Gina Lollobrigida: an Immortal Star

Lollobrigida showed great emotion as she shared with us the joy of rediscovering an America still so affectionate towards her: “I am moved, because I did not imagine that after so many years the American public still regarded me with so much affection. When I arrived in Hollywood for the first time in 1950, at the beginning of my career, I was surprised that they considered me a big star.
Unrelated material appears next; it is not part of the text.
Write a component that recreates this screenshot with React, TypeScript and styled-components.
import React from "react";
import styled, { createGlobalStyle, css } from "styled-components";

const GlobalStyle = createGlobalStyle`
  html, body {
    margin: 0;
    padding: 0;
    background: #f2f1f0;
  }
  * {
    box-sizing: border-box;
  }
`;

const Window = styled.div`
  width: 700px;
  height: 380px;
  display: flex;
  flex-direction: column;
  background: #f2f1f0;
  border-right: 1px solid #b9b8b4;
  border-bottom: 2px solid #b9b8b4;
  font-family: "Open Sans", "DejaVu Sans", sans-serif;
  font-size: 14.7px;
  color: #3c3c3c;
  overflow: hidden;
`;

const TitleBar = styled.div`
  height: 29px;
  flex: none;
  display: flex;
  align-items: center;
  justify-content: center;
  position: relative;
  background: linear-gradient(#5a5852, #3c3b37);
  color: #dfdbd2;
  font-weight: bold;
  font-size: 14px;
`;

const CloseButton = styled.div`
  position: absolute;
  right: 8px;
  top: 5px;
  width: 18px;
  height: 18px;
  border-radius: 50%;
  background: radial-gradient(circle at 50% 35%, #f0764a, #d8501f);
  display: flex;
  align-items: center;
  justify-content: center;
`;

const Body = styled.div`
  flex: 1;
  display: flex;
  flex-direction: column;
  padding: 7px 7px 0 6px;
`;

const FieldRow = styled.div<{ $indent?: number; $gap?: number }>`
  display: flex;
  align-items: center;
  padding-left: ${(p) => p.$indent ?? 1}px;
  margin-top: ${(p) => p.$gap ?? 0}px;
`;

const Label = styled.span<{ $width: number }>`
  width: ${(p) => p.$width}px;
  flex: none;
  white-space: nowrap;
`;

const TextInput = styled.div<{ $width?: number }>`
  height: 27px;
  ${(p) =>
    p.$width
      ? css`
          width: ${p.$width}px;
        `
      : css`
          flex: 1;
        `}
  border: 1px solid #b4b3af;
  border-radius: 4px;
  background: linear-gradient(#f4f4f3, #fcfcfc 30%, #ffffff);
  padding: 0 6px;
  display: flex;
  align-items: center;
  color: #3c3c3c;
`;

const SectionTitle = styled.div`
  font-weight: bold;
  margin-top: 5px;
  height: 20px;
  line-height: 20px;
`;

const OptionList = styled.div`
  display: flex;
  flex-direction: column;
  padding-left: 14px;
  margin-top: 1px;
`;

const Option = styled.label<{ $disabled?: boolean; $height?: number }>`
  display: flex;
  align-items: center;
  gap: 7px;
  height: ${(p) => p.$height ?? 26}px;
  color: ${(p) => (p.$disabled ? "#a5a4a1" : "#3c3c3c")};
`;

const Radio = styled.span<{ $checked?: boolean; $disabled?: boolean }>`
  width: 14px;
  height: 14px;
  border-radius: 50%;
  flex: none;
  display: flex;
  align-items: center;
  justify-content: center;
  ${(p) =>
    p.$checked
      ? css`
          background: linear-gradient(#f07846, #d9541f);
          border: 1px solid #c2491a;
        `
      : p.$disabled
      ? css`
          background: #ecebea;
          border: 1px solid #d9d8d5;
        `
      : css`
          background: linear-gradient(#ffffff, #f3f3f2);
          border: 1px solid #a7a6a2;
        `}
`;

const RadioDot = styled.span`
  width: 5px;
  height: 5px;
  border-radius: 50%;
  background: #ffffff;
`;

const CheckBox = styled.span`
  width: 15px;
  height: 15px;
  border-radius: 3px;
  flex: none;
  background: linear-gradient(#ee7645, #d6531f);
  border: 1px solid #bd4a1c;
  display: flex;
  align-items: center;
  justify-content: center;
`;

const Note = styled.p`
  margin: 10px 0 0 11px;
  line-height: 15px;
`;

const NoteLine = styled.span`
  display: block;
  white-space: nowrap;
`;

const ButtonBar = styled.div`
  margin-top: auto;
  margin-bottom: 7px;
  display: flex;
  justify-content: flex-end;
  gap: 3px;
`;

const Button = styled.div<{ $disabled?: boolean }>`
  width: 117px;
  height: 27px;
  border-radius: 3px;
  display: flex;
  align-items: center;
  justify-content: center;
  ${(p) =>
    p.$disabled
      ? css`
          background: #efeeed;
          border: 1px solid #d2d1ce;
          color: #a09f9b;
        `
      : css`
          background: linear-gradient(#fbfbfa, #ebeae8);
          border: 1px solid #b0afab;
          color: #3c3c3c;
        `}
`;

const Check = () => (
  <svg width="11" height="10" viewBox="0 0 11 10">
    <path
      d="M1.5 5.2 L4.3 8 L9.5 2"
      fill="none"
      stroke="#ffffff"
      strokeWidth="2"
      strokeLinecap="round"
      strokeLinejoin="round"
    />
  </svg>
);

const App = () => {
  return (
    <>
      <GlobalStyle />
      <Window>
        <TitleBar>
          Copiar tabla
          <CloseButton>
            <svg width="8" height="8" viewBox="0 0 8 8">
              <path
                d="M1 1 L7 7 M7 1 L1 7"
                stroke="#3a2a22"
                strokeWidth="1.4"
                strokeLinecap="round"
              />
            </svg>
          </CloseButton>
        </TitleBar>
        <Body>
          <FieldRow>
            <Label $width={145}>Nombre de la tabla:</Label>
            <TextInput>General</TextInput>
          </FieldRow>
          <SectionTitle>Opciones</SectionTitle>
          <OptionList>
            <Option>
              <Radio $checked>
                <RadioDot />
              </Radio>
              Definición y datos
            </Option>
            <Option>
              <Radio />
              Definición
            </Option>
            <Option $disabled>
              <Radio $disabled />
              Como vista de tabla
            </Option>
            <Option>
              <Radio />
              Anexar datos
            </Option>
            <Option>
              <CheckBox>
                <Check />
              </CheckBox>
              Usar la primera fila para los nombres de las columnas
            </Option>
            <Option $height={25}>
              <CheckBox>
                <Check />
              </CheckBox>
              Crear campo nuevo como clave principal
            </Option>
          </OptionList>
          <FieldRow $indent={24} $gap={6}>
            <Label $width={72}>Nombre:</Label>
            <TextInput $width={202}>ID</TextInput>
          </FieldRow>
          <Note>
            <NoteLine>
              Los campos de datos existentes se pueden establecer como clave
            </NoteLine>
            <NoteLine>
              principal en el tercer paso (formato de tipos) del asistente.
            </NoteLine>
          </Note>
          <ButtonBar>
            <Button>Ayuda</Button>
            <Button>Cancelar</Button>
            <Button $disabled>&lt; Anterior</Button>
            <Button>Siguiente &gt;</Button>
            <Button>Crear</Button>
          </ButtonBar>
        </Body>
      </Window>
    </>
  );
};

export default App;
MGM (the historic film production company), with whom I made my first film with Frank Sinatra, treated me like a queen and fulfilled my every wish.”

Hollywood has always represented “a mix of emotions and incredible memories,” as the actress revealed to us: “I have always had a soft spot for America and I have always returned here, even after I stopped working in film.” Gina’s career needs no introduction, she worked with the greats, from Humphrey Bogart to Rock Hudson, Frank Sinatra and Sean Connery; she has won awards and recognitions including the Golden Globe for Robert Mulligan’s Come September (Torna a settembre), as well as the Nastro d’Argento both for Pane amore e fantasia alongside Vittorio de Sica, directed by Luigi Comencini, and for Venere imperiale. She has distinguished the name of italian cinema, embodying an iconographic ideal of unattainable beauty and dramatic versatility. But her status as an actress and sex symbol, which has rendered her among the most desired Italian women in the world, is just the tip of the iceberg for this multifaceted artistic talent.     
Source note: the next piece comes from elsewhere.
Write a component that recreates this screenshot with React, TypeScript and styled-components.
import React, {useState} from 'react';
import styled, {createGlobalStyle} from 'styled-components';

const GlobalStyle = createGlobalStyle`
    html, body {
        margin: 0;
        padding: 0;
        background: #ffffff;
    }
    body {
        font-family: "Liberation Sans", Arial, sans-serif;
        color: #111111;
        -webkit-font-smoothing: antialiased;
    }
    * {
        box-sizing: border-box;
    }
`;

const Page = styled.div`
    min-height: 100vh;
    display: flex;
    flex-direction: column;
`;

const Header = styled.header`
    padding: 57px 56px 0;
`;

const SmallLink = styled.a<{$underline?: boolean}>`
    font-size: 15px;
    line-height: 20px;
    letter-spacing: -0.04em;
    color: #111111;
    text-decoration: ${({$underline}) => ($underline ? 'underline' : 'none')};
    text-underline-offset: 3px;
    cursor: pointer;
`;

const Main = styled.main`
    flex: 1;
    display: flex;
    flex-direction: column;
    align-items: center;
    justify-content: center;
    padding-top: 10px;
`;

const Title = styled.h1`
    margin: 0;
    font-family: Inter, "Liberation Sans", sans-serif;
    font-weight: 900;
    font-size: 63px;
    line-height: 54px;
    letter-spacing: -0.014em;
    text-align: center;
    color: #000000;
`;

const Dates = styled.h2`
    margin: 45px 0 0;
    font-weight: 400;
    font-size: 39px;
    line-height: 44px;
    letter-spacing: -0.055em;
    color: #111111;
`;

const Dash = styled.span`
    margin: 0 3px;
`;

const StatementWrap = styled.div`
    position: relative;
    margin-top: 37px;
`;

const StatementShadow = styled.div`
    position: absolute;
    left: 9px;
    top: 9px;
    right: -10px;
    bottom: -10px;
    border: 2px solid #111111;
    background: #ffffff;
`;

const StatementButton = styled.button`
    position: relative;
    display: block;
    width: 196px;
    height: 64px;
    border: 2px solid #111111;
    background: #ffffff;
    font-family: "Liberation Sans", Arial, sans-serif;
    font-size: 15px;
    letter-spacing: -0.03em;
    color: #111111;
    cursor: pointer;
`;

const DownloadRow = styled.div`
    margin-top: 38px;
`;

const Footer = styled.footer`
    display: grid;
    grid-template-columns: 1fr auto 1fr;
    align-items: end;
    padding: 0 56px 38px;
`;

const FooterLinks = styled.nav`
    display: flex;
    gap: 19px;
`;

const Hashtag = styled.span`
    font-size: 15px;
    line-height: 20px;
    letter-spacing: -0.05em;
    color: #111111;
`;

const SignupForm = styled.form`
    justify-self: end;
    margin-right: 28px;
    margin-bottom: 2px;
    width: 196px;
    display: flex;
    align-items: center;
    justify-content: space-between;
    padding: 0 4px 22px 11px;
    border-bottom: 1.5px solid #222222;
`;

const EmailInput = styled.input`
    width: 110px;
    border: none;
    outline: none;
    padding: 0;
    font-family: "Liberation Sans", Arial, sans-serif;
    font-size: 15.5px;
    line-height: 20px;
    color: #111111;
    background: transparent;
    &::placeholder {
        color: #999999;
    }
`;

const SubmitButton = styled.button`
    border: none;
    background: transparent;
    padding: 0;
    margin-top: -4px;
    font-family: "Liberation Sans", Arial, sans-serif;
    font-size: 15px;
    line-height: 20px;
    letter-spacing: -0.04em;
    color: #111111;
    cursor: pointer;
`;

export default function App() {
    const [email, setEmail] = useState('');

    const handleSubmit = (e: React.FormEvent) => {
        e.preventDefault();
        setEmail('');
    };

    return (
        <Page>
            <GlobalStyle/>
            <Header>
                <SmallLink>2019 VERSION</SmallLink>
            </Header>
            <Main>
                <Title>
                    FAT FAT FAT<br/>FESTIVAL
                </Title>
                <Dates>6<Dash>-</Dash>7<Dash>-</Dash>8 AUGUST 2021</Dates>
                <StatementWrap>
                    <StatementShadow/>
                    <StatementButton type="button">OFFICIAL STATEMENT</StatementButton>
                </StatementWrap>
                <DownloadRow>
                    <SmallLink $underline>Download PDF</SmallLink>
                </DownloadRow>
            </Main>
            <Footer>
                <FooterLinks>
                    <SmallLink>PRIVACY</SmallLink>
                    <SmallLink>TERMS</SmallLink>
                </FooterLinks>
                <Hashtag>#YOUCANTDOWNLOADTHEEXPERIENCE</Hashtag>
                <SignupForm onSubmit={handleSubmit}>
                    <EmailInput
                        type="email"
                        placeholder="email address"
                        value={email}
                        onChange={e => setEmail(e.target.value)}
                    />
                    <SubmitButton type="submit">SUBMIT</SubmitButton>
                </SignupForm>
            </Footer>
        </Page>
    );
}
"In America they certainly know me as an actress,” replied Lollobrigida when we asked her what and how much of her being Italian she communicated to the American public, “But I hope to come to the USA soon to present a sculpture exhibition. When the public of other countries have seen my sculptures, for example in Moscow at the Pushkin Museum, they tell me: We thought we knew Mrs. Lollobrigida, but now we can tell who she really is, she has moved us with her sculptures, her profound sensibility, her love for precision, the sentiment that comes forth from her works.”

There is the artist Gina Lollobrigida still to be discovered, and surely events like the laying of her star on the Walk of Fame and the celebration of her career through Filming on Italy are important occasions to remind Hollywood of the fervor of talent that Italy has gifted, and continues to gift, to the worlds of cinema and art in general.

Filming on Italy: Cinema and Solidarity ​

This is precisely the mission of the festival, which aims to promote the Italian territory as a cinematographic set and seeks to be a bridge between Italian and American cultures. The event was created thanks to a collaboration between the Agnus Dei of Tiziana Rocca (the General Director of the festival), the Italian Cultural Institute of Los Angeles and its director Valeria Rumori, with the wishes of the Consul General of Italy in Los Angeles Antonio Verde. The festival was also realized thanks to MiBACT and Anica with the Artistic direction by Claudio Masenza.  

The program this year is centered on female figures, honoring Gina Lollobrigida with the Filming On Italy Life and Achievement Award and Monica Bellucci with the Filming On Italy Best Career Award; the IIC Los Angeles Creativity Award went to both actresses. The award consists of an original work created for the Institute by artist and stylist Emilio Cavallini, inspired by the ceiling of Pantheon in Rome. A theme of dramatic actuality, violence against women and abuse of power, is an important focus of the festival. Tiziana Rocca, always close to issues of social awareness, invited the American actress Rosario Dawson to present her Studio 189, a social enterprise which she conducts with fashion expert Abrima Erwiah, which gave life to the Fashion Rising Collection, a fashion collection they curated in support of One Billion Rising, the largest movement countering violence against women. The initiative allows women in Africa who have been victims of abuse to work for the fashion line while learning the trade, searching to give them a kind of concrete hope for the future.

Other important international guests at the festival included Spanish actress Paz Vega, Vincent Spano and actor Danny Huston, son of the director John Huston who directed the “Lollo” in Beat the Devil (Il tesoro d’Africa) in 1953. It was Danny Huston who presented the actress with the Filming On Italy Life and Achievement Award.

Two films, Emir Kusturica’s On the Milky Road starring Monica Bellucci and Smetto quando voglio - Ad honorem by Sydney Sibilia, made their American debuts at the festival. Also screened were important films from Gina Lollobrigida’s career- Giulio Questi’s “Death Laid an Egg” (1969) and Basil Dearden’s “Woman of Straw” (1964). The festival paid homage to Monica Bellucci with Giuseppe Tornatore’s Malèna, one of the films that transformed Bellucci into an international icon.

Director of the Italian Cultural Institute Valeria Rumori is enthusiastic about this year’s program: “The Italian Cultural Institute works actively and constantly to promote and disseminate Italian cinema in L.A. and the rest of its wide jurisdiction. There are many initiatives organized or co-presented with institutional and local partners, both Italian and American, which contribute to expand the circulation of Italian films, to strengthen the awareness of the potential of our cinema, and make out talents known. The presence of icons like Gina Lollobrigida and Monica Bellucci, who made cinematic history and contributed to creating an image of Italy still alive today, confirms the importance and appreciation even outside of the work by the Institute, and at the same time helps to shed light on Italian cinema."